Album 40: Out of Control


510: For the Fun of It
514: Room Enough for Two
515: BTV: Behind the Scenes
516: Bassett Hounds
517: It's All About Me
518: The Case of the Disappearing Hortons
519: The Defining Moment
520: The Mystery at Tin Flat
522: All Things to All People
523: Here Today, Gone Tomorrow? Part 1
524: Here Today, Gone Tomorrow? Part 2
525: Here Today, Gone Tomorrow? Part 3

Review by Joshua Matlack:

Odyssey is still trying hard to get back to normal in this album; wrapping up and continuing some of the story lines left over from the Novacom series. There really isn't a major dud in the whole album and the stories become slightly more developed than album #39. AIO is maturing, getting past the Novacom story line and proving that it can have a strong life without any major, life or death story lines. While huge story lines are cool and always good to listen to, normal albums like this should receive a lot of credit for being just that: Normal. Not bad but not earth-shattering either, something most people can really enjoy after multiple listenings without having to hear every episode in the album to make them make sense. Several smaller, more realistic arcs take place in this album as well as a lot of character development. It seems that a few characters got swept under the rug in albums 35-38, being there only to serve a story point. In this album, those characters begin to develop, we learn a lot more about them, and they become a lot more realistic.

Throughout this album, many mentions of past events are made, usually recent ones, such as Novacom. It's always good to hear references to the past that won't confuse new listeners but recognize that AIO is an ongoing series. I think most of the episodes in this album do that quite well.

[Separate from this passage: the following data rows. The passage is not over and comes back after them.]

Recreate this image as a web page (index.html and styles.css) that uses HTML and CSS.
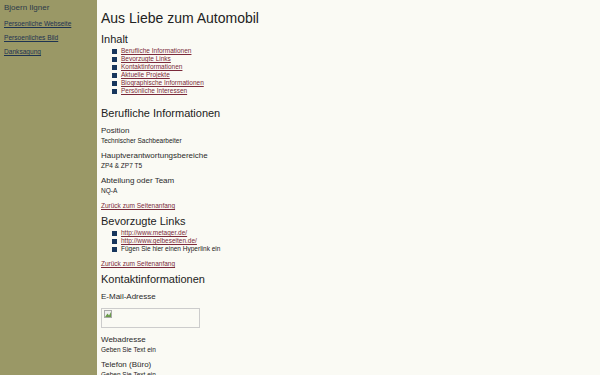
FILE: index.html
```html
<!DOCTYPE html>
<html lang="de">
<head>
<meta charset="UTF-8">
<title>Aus Liebe zum Automobil</title>
<link rel="stylesheet" href="styles.css">
</head>
<body>
<div class="page">
    <div class="side">
        <div class="owner">Bjoern Ilgner</div>
        <a href="#">Persoenliche Webseite</a>
        <a href="#">Persoenliches Bild</a>
        <a href="#">Danksagung</a>
    </div>
    <div class="main">
        <h1 id="top">Aus Liebe zum Automobil</h1>
        <h2>Inhalt</h2>
        <ul class="toc">
            <li><a href="#beruf">Berufliche Informationen</a></li>
            <li><a href="#links">Bevorzugte Links</a></li>
            <li><a href="#kontakt">Kontaktinformationen</a></li>
            <li><a href="#">Aktuelle Projekte</a></li>
            <li><a href="#">Biographische Informationen</a></li>
            <li><a href="#">Persönliche Interessen</a></li>
        </ul>

        <h2 id="beruf" class="sec first">Berufliche Informationen</h2>
        <div class="label">Position</div>
        <div class="val">Technischer Sachbearbeiter</div>
        <div class="label">Hauptverantwortungsbereiche</div>
        <div class="val">ZP4 &amp; ZP7 T5</div>
        <div class="label">Abteilung oder Team</div>
        <div class="val">NQ-A</div>
        <a class="back" href="#top">Zurück zum Seitenanfang</a>

        <h2 id="links" class="sec tight">Bevorzugte Links</h2>
        <ul class="toc">
            <li><a href="#">http://www.metager.de/</a></li>
            <li><a href="#">http://www.gelbeseiten.de/</a></li>
            <li>Fügen Sie hier einen Hyperlink ein</li>
        </ul>
        <a class="back after-list" href="#top">Zurück zum Seitenanfang</a>

        <h2 id="kontakt" class="sec">Kontaktinformationen</h2>
        <div class="label">E-Mail-Adresse</div>
        <div class="broken">
            <svg width="8" height="8" viewBox="0 0 8 8"><rect x="0.5" y="0.5" width="7" height="7" fill="#eee" stroke="#aaa"/><path d="M1 7 L3.5 3.5 L5 5.5 L7 2 L7 7 Z" fill="#6a9b4a"/></svg>
        </div>
        <div class="label">Webadresse</div>
        <div class="val">Geben Sie Text ein</div>
        <div class="label">Telefon (Büro)</div>
        <div class="val">Geben Sie Text ein</div>
    </div>
</div>
</body>
</html>
```

FILE: styles.css
```css
html{
    overflow: hidden;
}
body{
    margin: 0;
    font-family: "Liberation Sans", Arial, sans-serif;
    color: #222;
    background: #fafaf4;
}
.page{
    display: flex;
    min-height: 375px;
}
.side{
    width: 97px;
    flex-shrink: 0;
    background: #9a9866;
    padding: 3px 0 0 4px;
    box-sizing: border-box;
    display: flex;
    flex-direction: column;
}
.owner{
    font-size: 8px;
    color: #2c3a4a;
    height: 16px;
    line-height: 9px;
}
.side a{
    font-size: 6.6px;
    color: #1e3352;
    height: 14px;
    line-height: 9px;
}
.main{
    padding: 8px 0 0 4px;
}
h1{
    font-size: 14px;
    font-weight: normal;
    margin: 0 0 5px 0;
    line-height: 20px;
}
h2{
    font-size: 11px;
    font-weight: normal;
    margin: 0;
    line-height: 13px;
}
.toc{
    list-style: none;
    margin: 1px 0 0 0;
    padding: 0 0 0 11px;
}
.toc li{
    font-size: 6.5px;
    line-height: 8px;
    display: flex;
    align-items: center;
}
.toc li::before{
    content: "";
    width: 5px;
    height: 5px;
    background: #17365d;
    margin-right: 4px;
}
a{
    color: #7b2a3a;
}
.sec{
    margin-top: 5px;
    margin-bottom: 6px;
}
.first{
    margin-top: 12px;
}
.tight{
    margin-bottom: 0;
}
.label{
    font-size: 8px;
    line-height: 9px;
    color: #2a2a2a;
}
.val{
    font-size: 6.5px;
    line-height: 9px;
    margin: 1px 0 6px 0;
}
.back{
    display: block;
    font-size: 6.5px;
    line-height: 9px;
    margin-top: 2px;
}
.after-list{
    margin-top: 6px;
}
.broken{
    width: 99px;
    height: 20px;
    border: 1px solid #ccc;
    margin: 7px 0 7px 0;
    padding: 1px 0 0 2px;
    box-sizing: border-box;
}
.broken svg{
    display: block;
}
```
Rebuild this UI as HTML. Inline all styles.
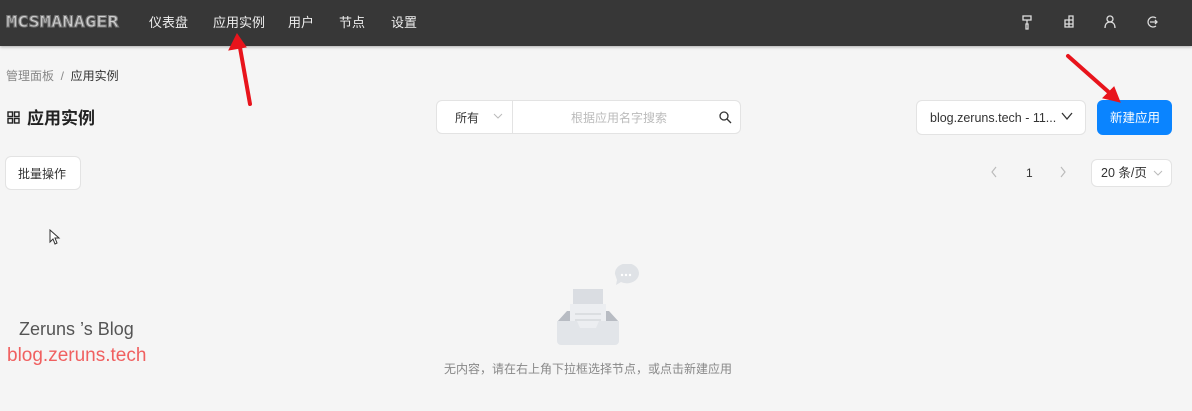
<!DOCTYPE html>
<html><head><meta charset="utf-8"><style>
*{box-sizing:border-box;margin:0;padding:0}
body{width:1192px;height:411px;background:#f5f5f5;font-family:"Liberation Sans","Noto Sans CJK SC",sans-serif;position:relative;overflow:hidden;color:#222}
.hdr{position:absolute;left:0;top:0;width:1192px;height:46px;background:#373737;box-shadow:0 1px 3px rgba(0,0,0,.3)}
.logo{position:absolute;left:6px;top:14px;font:bold 16px "DejaVu Sans Mono",monospace;color:#d0d0d0;-webkit-text-stroke:1px #777;line-height:1;transform:scaleX(1.17);transform-origin:0 0}
.nav{position:absolute;top:16px;font-size:13px;color:#eee;line-height:1}
.ab{position:absolute}
.box{position:absolute;background:#fff;border:1px solid #e3e3e3;border-radius:6px}
.t{position:absolute;white-space:nowrap;line-height:1}
</style></head><body>
<div class="hdr">
<div class="logo">MCSMANAGER</div>
<div class="nav" style="left:149px">仪表盘</div>
<div class="nav" style="left:213px">应用实例</div>
<div class="nav" style="left:288px">用户</div>
<div class="nav" style="left:339px">节点</div>
<div class="nav" style="left:391px">设置</div>
<svg class="ab" style="left:1020px;top:14px" width="150" height="16" fill="none" stroke="#ddd" stroke-width="1.3">
<rect x="3" y="2" width="8" height="4"/><path d="M7 6v4M6 10h2v5h-2z"/>
<path d="M45 6h4v4h-4zM49 6h4v4h-4zM49 2h4v4h-4zM45 10h4v3h-4zM49 10h4v3h-4z"/>
<circle cx="90" cy="5" r="3"/><path d="M85 14c0-4 2-6 5-6s5 2 5 6"/>
<path d="M136 4a5 5 0 1 0 0 8M130 8h7M135 6l2 2-2 2"/>
</svg>
</div>
<div class="t" style="left:6px;top:70px;font-size:12px;color:#888">管理面板 &nbsp;/&nbsp; <span style="color:#333">应用实例</span></div>
<svg class="ab" style="left:7px;top:111px" width="13" height="13" fill="none" stroke="#222" stroke-width="1.4"><rect x="1" y="1" width="4.5" height="4.5"/><rect x="7.5" y="1" width="4.5" height="4.5"/><rect x="1" y="7.5" width="4.5" height="4.5"/><rect x="7.5" y="7.5" width="4.5" height="4.5"/></svg>
<div class="t" style="left:27px;top:110px;font-size:17px;font-weight:bold;color:#222">应用实例</div>
<div class="box" style="left:436px;top:100px;width:305px;height:34px"></div>
<div class="ab" style="left:512px;top:101px;width:1px;height:32px;background:#e3e3e3"></div>
<div class="t" style="left:455px;top:112px;font-size:12px;color:#333">所有</div>
<svg class="ab" style="left:493px;top:113px" width="10" height="7" fill="none" stroke="#bbb"><path d="M1 1l4 4 4-4"/></svg>
<div class="t" style="left:571px;top:112px;font-size:12px;color:#bbb">根据应用名字搜索</div>
<svg class="ab" style="left:719px;top:111px" width="13" height="13" fill="none" stroke="#333" stroke-width="1.3"><circle cx="5" cy="5" r="4"/><path d="M8 8l4 4"/></svg>
<div class="box" style="left:916px;top:100px;width:170px;height:35px"></div>
<div class="t" style="left:930px;top:112px;font-size:12.5px;color:#333">blog.zeruns.tech - 11...</div>
<svg class="ab" style="left:1061px;top:112px" width="12" height="9" fill="none" stroke="#333" stroke-width="1.3"><path d="M1 1l5 6 5-6"/></svg>
<div class="ab" style="left:1097px;top:100px;width:75px;height:35px;background:#0a84ff;border-radius:6px"></div>
<div class="t" style="left:1110px;top:112px;font-size:12.5px;color:#fff">新建应用</div>
<div class="box" style="left:5px;top:156px;width:76px;height:34px"></div>
<div class="t" style="left:18px;top:168px;font-size:12px;color:#333">批量操作</div>
<svg class="ab" style="left:990px;top:166px" width="8" height="12" fill="none" stroke="#bbb" stroke-width="1.2"><path d="M6 1L2 6l4 5"/></svg>
<div class="t" style="left:1026px;top:167px;font-size:12px;color:#333">1</div>
<svg class="ab" style="left:1059px;top:166px" width="8" height="12" fill="none" stroke="#bbb" stroke-width="1.2"><path d="M2 1l4 5-4 5"/></svg>
<div class="box" style="left:1091px;top:159px;width:81px;height:28px"></div>
<div class="t" style="left:1101px;top:167px;font-size:12.5px;color:#333">20 条/页</div>
<svg class="ab" style="left:1153px;top:170px" width="10" height="7" fill="none" stroke="#bbb"><path d="M1 1l4 4 4-4"/></svg>
<svg class="ab" style="left:556px;top:264px" width="86" height="82">
<path d="M59 10a12 10 0 1 1 6 8l-5 3 1-5z" fill="#dfe2e6"/>
<circle cx="66" cy="11" r="1.2" fill="#fff"/><circle cx="70" cy="11" r="1.2" fill="#fff"/><circle cx="74" cy="11" r="1.2" fill="#fff"/>
<rect x="17" y="25" width="30" height="16" fill="#dadde2"/>
<path d="M1 58l10-11h42l10 11z" fill="#b8bcc3"/>
<rect x="14" y="40" width="36" height="28" fill="#eceef1"/>
<path d="M19 50h26M19 56h26" stroke="#d5d8dc" stroke-width="1.5"/>
<path d="M1 57h20l3 7h16l3-7h20v20a4 4 0 0 1-4 4H5a4 4 0 0 1-4-4z" fill="#e2e5e9"/>
</svg>
<div class="t" style="left:444px;top:363px;font-size:12px;color:#888">无内容，请在右上角下拉框选择节点，或点击新建应用</div>
<div class="t" style="left:19px;top:320px;font-size:18px;color:#555">Zeruns ’s Blog</div>
<div class="t" style="left:7px;top:346px;font-size:19px;color:#f06060">blog.zeruns.tech</div>
<svg class="ab" style="left:49px;top:229px" width="12" height="16"><path d="M1 1v12l3-3 2 5 2-1-2-5h4z" fill="#fff" stroke="#333"/></svg>
<svg class="ab" style="left:0;top:0" width="1192" height="140" fill="none" stroke="#e8141c" stroke-width="4" stroke-linecap="round">
<path d="M250 104L239 42"/><path d="M237 34l-8 16 17-3z" fill="#e8141c" stroke-width="1"/>
<path d="M1068 56L1112 95"/><path d="M1120 102l-17-4 11-11z" fill="#e8141c" stroke-width="1"/>
</svg>
</body></html>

"For the Fun of It" and "Bassett Hounds" are Wooton's episodes on this album. Some fans, myself included, have such a low opinion of him, that we expect bad episodes if it features the character of Wooton. However, I was pleasantly surprised to find that I enjoyed these two episodes. Giving Wooton a family makes him seem a little more understandable. I can't tell if the character actually changed some in these two episodes or if it was just my view of him, but I believe AIO did a good job at fleshing his character out, making him three-dimensional, and for the most part, making most qualms about him disappear. I'm actually looking forward to the next episode about Wooton!

"Room Enough for Two" is an exceptional episode. Never before, as far as I remember, has AIO taken a current political situation and done an episode about it. Of course, years from now people may not remember that the war in Iraq was going on when this episode was aired, and since the producers chose to use a made-up country's name instead of a real one, many won't equate it with that time period. However, it seems obvious that AIO was indeed giving at least a small nod toward the war, not necessarily condoning it or condemning it, but recognizing the fact that it is there, and some listeners may have a family member that is involved in it. I like the character of Mark. He seems mature and very reminiscent of Jerry Whittaker from "Memories of Jerry", a strong older brother with a lot of good advice and a loving relationship with his younger siblings. I hope to hear more from him in the future.

There is one bittersweet episode in this album, though it may not seem so at first. "BTV: Behind the Scenes" seems like a normal, comical, BTV episode, only done from behind the scenes. We don't hear a lot of the skits that are being done for the actual show so it would have been interesting to have the very next episode called "BTV: Unity" and have it be the 'final product' of this show. The production on this episode was great, making it sound like we were actually listening to Alex's tape of his experience. I also really appreciated the theme. Unity is something that is, more often than not, lacking in today's Christian community and, unfortunately, in most Christian organizations and projects. Having worked on live production before, I can understand and relate to the confusion and chaos that goes on behind the scenes. As always, Edwin is hysterical in this episode, as are many of the other characters and situations. The only sad thing about this episode is that it was Alex Jefferson's last appearance on AIO. Alex was a highly popular character, one that had remained for quite sometime, and it's a shame to see him go.

"It's All About Me" continues the Connie/Mitch relationship. Connie's reservations about the FBI are understandable. The show is a clever and comical way of teaching the lesson of receiving credit. Connie's insistence on receiving some of the credit for the show wasn't out of character, and for most people would be a normal desire, so some of the immature things she does as a result are understandable. Jared is also re-introduced to Odyssey, seeming as if he never left. We are also introduced to his younger brother, who was mentioned in an episode or two in the past but never heard from. Trent is a great addition to the cast, seemingly the complete opposite of his brother; they make a hysterical duo.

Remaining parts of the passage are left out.